California’s grid operator on Tuesday said it now has FERC approval for a first-in-the-nation tariff change to encourage more distributed generation on the grid. It is another move toward redesigning power grids that has implications for both natural gas and electricity operations.

While the federal action is aimed most directly at renewables, plug-in electric vehicles (EV) and energy storage, a California Independent System Operator (CAISO) spokesperson told NGI that the Federal Energy Regulatory Commission approval also could include gas-fired distributed generation, but usually that is already part of the grid operator’s market.

FERC’s June 2 approval of CAISO’s latest proposal applies to distribution generation below the wholesale market’s minimum requirement size for generation of 0.5 MW. Usually gas-fired combined heat-power and cogeneration electric projects involve larger output above the wholesale minimum, the spokesperson said.

“The aggregator model [in the newly approved proposal] is for resources too small to individually reach the [minimum] 0.5 MW threshold,” the spokesperson said.

Calling it a step toward a redesigned power grid, CAISO CEO Steve Berberich said he is seeing “a shift from a one-way centralized system to a two-way decentralized system” that promises to open new market opportunities to distributed energy resource products and services.

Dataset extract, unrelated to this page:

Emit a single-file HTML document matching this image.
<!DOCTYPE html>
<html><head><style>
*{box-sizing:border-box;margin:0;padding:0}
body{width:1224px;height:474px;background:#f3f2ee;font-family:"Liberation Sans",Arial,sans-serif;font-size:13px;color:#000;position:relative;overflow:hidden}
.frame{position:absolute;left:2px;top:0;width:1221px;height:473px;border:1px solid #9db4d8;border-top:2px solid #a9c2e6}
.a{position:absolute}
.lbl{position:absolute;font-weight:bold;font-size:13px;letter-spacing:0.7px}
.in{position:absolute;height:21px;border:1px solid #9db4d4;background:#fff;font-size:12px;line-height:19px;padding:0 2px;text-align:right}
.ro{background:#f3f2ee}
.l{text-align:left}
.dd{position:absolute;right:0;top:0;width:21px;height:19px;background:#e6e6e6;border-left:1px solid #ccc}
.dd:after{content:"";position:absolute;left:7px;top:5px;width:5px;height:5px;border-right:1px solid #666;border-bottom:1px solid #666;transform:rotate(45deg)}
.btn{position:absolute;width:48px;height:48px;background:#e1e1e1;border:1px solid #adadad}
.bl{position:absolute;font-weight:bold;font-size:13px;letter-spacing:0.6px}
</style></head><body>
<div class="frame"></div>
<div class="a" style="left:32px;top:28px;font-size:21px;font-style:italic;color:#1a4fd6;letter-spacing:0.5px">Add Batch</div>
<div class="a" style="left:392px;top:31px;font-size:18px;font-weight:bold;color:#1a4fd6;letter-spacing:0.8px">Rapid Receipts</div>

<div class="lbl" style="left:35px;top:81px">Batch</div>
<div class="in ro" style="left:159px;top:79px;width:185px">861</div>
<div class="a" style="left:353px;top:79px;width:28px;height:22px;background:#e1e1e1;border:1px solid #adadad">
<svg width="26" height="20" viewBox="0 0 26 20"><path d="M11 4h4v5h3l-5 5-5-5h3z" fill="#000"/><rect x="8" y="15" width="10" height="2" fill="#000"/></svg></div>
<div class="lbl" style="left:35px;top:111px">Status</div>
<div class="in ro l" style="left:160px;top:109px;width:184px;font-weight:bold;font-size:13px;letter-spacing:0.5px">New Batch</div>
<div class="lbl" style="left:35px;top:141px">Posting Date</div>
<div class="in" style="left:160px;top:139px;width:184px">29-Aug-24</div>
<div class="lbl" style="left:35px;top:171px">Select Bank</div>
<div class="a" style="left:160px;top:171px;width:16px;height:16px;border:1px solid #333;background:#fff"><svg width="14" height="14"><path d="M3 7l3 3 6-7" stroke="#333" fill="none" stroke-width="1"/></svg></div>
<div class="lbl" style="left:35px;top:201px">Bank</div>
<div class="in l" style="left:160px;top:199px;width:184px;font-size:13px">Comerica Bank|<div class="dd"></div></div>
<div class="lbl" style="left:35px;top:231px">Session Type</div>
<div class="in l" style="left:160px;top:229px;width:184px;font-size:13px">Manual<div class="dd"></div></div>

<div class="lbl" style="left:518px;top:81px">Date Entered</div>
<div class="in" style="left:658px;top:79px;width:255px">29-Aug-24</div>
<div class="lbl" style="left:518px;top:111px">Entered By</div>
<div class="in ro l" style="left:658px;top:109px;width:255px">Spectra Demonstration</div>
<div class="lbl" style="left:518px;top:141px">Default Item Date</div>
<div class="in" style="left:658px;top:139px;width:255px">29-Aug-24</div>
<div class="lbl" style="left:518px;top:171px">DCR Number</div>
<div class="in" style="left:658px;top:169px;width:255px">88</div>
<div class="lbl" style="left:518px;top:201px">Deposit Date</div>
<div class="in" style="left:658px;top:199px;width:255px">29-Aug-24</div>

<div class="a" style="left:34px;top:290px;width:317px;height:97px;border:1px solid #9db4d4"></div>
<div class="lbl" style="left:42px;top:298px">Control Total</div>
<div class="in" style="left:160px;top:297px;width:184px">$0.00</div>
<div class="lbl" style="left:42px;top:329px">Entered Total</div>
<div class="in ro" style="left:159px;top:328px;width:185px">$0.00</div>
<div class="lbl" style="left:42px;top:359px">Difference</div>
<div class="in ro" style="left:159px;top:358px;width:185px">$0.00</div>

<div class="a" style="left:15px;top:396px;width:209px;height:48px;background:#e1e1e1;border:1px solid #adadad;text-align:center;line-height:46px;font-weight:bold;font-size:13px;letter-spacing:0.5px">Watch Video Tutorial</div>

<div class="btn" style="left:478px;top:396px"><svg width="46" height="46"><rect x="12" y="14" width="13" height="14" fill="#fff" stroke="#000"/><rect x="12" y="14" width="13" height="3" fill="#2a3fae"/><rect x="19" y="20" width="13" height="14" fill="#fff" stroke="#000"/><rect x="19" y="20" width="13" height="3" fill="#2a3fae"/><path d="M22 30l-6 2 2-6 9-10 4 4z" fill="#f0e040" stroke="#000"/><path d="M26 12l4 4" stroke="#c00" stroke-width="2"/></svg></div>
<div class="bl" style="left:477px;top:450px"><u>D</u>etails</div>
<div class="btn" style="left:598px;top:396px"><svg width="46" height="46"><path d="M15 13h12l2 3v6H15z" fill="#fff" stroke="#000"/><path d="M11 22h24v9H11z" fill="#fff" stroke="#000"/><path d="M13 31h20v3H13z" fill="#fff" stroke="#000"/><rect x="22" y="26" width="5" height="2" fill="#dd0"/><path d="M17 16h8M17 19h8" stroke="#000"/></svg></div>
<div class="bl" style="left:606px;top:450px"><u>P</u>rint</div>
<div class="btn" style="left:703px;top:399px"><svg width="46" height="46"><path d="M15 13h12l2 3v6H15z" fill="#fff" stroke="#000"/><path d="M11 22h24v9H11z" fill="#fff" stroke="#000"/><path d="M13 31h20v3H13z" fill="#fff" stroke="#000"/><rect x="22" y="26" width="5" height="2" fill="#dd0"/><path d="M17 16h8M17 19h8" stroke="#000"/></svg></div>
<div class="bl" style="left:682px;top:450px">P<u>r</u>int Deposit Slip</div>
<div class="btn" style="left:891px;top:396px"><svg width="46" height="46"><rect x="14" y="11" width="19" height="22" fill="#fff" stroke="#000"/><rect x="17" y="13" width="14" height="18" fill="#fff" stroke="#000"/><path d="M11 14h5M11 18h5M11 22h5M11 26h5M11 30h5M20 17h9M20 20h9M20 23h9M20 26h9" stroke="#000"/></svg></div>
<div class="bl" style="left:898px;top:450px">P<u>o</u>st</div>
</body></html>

Distributed energy resources (DER) are defined by CAISO as “resources on the customer, or distribution side, of the electric meter,” including rooftop solar systems, plug-in EVs, storage and demand response, along with other forms of gas-fired, customer-owned power produced as an offshoot of onsite operations.

CAISO officials said the benefits of getting more distributed sources of power onto the grid include cutting carbon emissions and incorporating more renewable energy into the state’s power supply in the years ahead.

“DERs are becoming an increasingly important part of our system because of lower costs and customer preference,” said Berberich, adding that CAISO will be giving a progress report to FERC in six months and annual reports to the federal regulators for three years thereafter.